The connection between the facts and the legal theory also matters. A party might have strong facts and a solid legal argument, but if the two don’t logically connect to support the position taken, the justification falls apart. Courts are skeptical of parties who retroactively construct justifications for decisions that were made on different grounds. The question is always what was known and what reasoning was applied at the time, not what rationale can be assembled after the fact.

Building a Record of Substantial Justification

If you anticipate needing to defend your position under this standard, the time to build that record is before the dispute reaches a courtroom. Internal communications that document your reasoning are the most persuasive evidence. Emails and memos showing that you consulted relevant legal authority, considered the facts available, and reached a deliberate conclusion carry far more weight than after-the-fact explanations.
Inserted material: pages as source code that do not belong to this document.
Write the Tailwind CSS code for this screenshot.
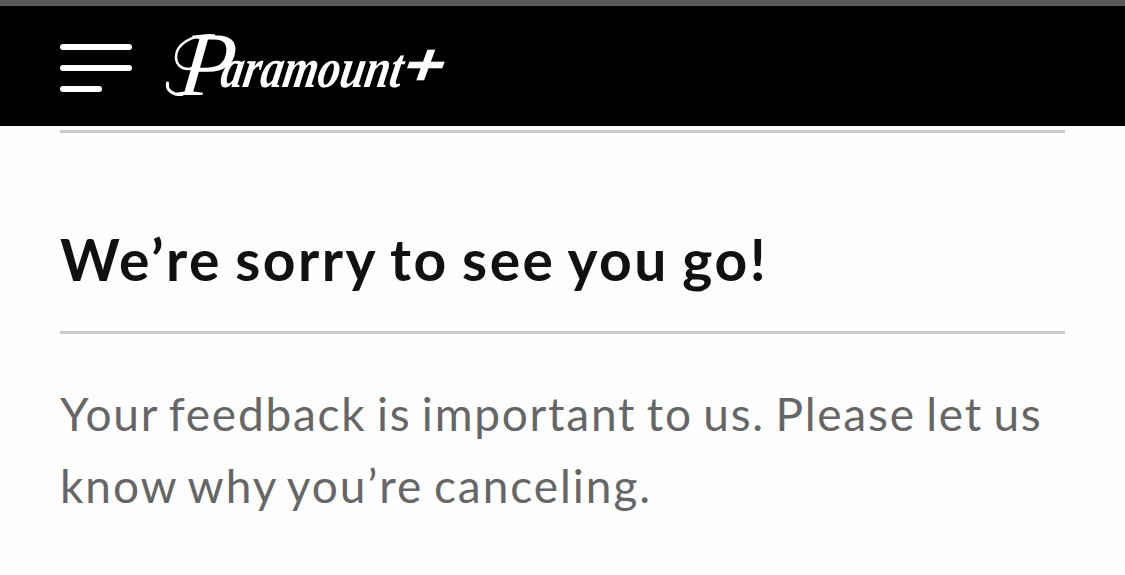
<!DOCTYPE html>
<html lang="en">
<head>
    <meta charset="UTF-8">
    <meta name="viewport" content="width=device-width, initial-scale=1.0">
    <title>Paramount+ - Cancel Subscription</title>
    <script src="https://cdn.jsdelivr.net/npm/@tailwindcss/browser@4"></script>
</head>
<body class="h-[575px] overflow-hidden bg-[#fefefe] font-['Lato',sans-serif]">
    <header class="h-[126px] bg-black border-t-6 border-[#5a5a5a] flex items-center px-[60px]">
        <button class="flex flex-col gap-[15px] w-[72px] mt-1" aria-label="Menu">
            <span class="h-1.5 w-[72px] rounded-full bg-white"></span>
            <span class="h-1.5 w-[72px] rounded-full bg-white"></span>
            <span class="h-1.5 w-[42px] rounded-full bg-white"></span>
        </button>
        <a href="#" class="ml-[30px]">
            <svg class="w-[288px] h-[72px] overflow-visible fill-white font-['Liberation_Serif',serif] italic" viewBox="162 30 288 72">
                <!-- flourishes around the initial -->
                <g class="fill-none stroke-white" stroke-linecap="round">
                    <path d="M214 35.500C190 34 176 45 176 57C176 65 182 69 188 69C195 69 200 64 199 60" stroke-width="2.500"/>
                    <path d="M167.500 83C166 91 174 95 182 94.500" stroke-width="3"/>
                </g>
                <text transform="translate(177 95) skewX(-6)" font-size="91" textLength="56" lengthAdjust="spacingAndGlyphs">P</text>
                <text transform="translate(219 87) skewX(-10)" font-size="56" font-weight="700" textLength="181" lengthAdjust="spacingAndGlyphs">aramount</text>
                <text class="font-['Liberation_Sans',sans-serif] not-italic" transform="translate(398 85) skewX(-20)" font-size="60" textLength="41" lengthAdjust="spacingAndGlyphs" font-weight="700">+</text>
            </svg>
        </a>
    </header>
    <main class="px-[60px] pt-1">
        <div class="h-[3px] bg-[#cacaca]"></div>
        <h1 class="h-[198px] pt-[90px] text-[57px] leading-[72px] font-bold tracking-[2.5px] [word-spacing:-3px] text-[#111] whitespace-nowrap">We’re sorry to see you go!</h1>
        <div class="h-[3px] bg-[#cacaca]"></div>
        <p class="pt-11 text-[46px] leading-[72px] tracking-[1.75px] [word-spacing:-3px] text-[#666] whitespace-nowrap">Your feedback is important to us. Please let us<br><span class="tracking-[1.95px]">know why you’re canceling.</span></p>
    </main>
</body>
</html>
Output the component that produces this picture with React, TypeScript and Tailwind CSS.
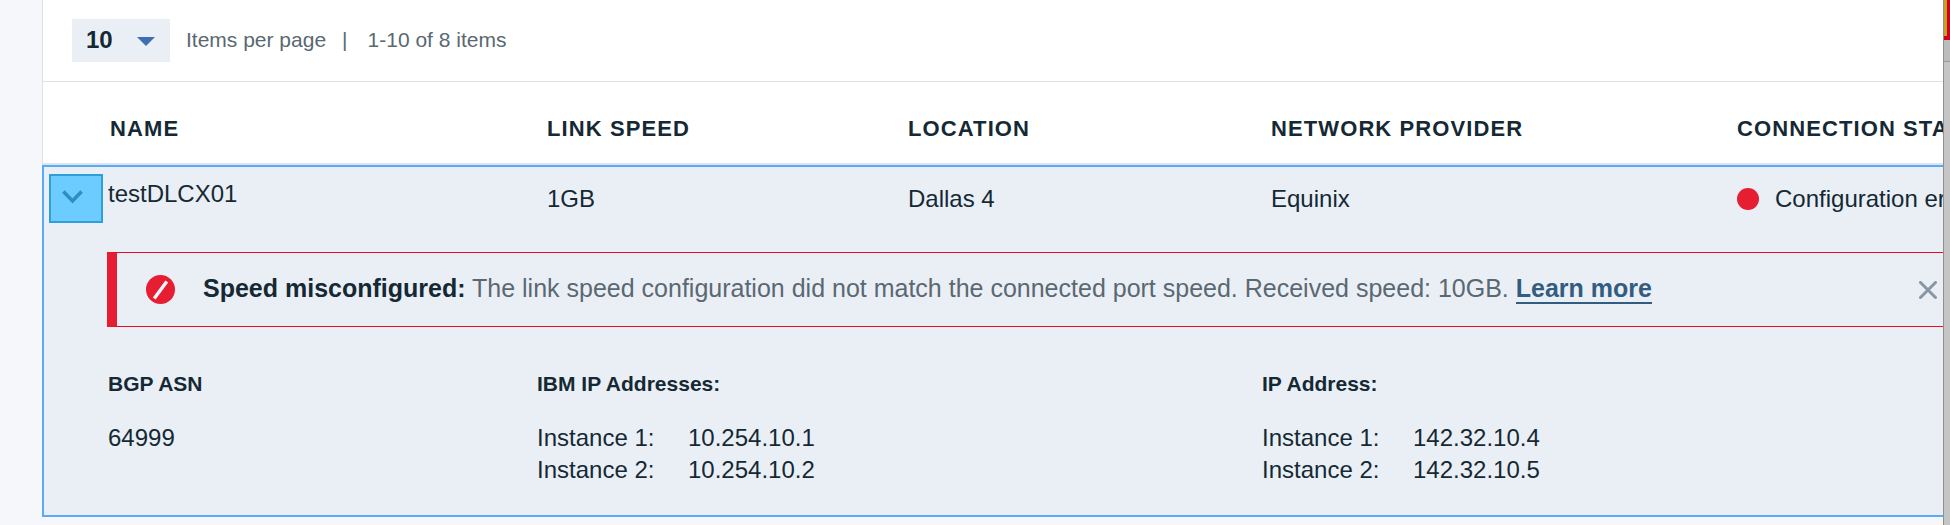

Sworn statements from the people involved in the decision can fill out the factual narrative, explaining what information was available and how it shaped the party’s actions. Compiling case law or agency guidance that supports your position demonstrates that the legal theory had an independent basis and was not invented for convenience. All of this documentation should focus on what you knew before the dispute escalated, because courts are interested in the reasonableness of your position at the time you took it, not in the additional research you conducted once litigation began.

Organization matters too. When responding to a sanctions motion or opposing a fee application, the factual and legal bases should be presented as clearly connected elements. Every assertion in the filing should point to a specific document, a specific legal authority, or both. Judges who can trace a clean line from the evidence to the legal theory to the position taken are far more likely to find substantial justification than those asked to piece together a scattered defense.